Hybrid Measurement Based WCET analysis
The hybrid measurement based Wcet analysis combines static code analysis and execution time measurements. This section explains the basic work flow of the RapiTime tool from Rapita systems Ltd.
The tool statically parses the source code to identify function boundaries, conditional structures and control flow. The Fig. 1 depicts the basic work flow. At first, the pseudo code of Fig. 1(a) is statically analyzed and control flow graph is created ( Fig. 1(b) ). In the next step, light weight instrumentation points (iPoint()) are inserted at the beginning of each basic block -Bb. The instrumented code is then executed on the targeted platform multiple times using different test vectors. During each execution, At last, Moet of Bb on all paths from Start to End are considered to select the longest path which is termed as the worst case path. The Wcet is the addition of Moet of all basic blocks falling on the worst case path.

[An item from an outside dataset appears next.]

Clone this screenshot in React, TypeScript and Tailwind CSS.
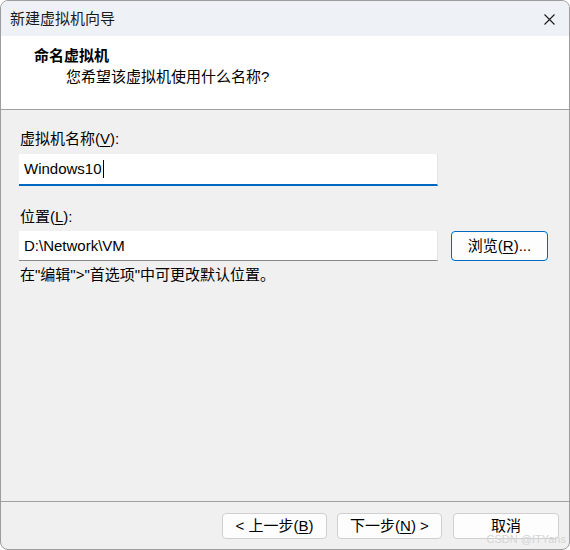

There are many advantages of this technique. i) Since the targeted platform itself is used for measurements, costs of building precise hardware model of the target is avoided. ii) Due to the static structural analysis, test coverage information can be obtained together with the timing information. iii) Hotspots for optimizations, i.e. Bb on the worst case path, are immediately identified. Despite all the advantages, this technique is limited to single-core architectures. As explained in the following subsection, the technique cannot be used in multi-core architectures with a dynamically scheduled shared resource arbiter.
Work Conserving Round Robin Arbitration
The Fig. 2 depicts the Round Robin (Rr) arbitration graphically. The Rr arbiter is a dynamically scheduled shared resource arbiter (a greedy version of the static Tdma arbiter). Under the Rr scheme, the shared resource contenders are assigned a fixed number of slots in a virtual ring. The assigned number of slots depends on their bandwidth requirements. Although, our analysis is valid for any slot allotment, for simplicity, we consider one slot per contender without loss of generality. The figure shows four contenders (master1, master2, master3 and master4) in the ring. Here, we assume that these contenders are processor cores executing independent applications and the shared resource is a shared main memory. These cores access the shared main memory when a cache miss occurs. Throughout the paper, we use master and core terms interchangeably. Similarly, we use memory and shared memory interchangeably.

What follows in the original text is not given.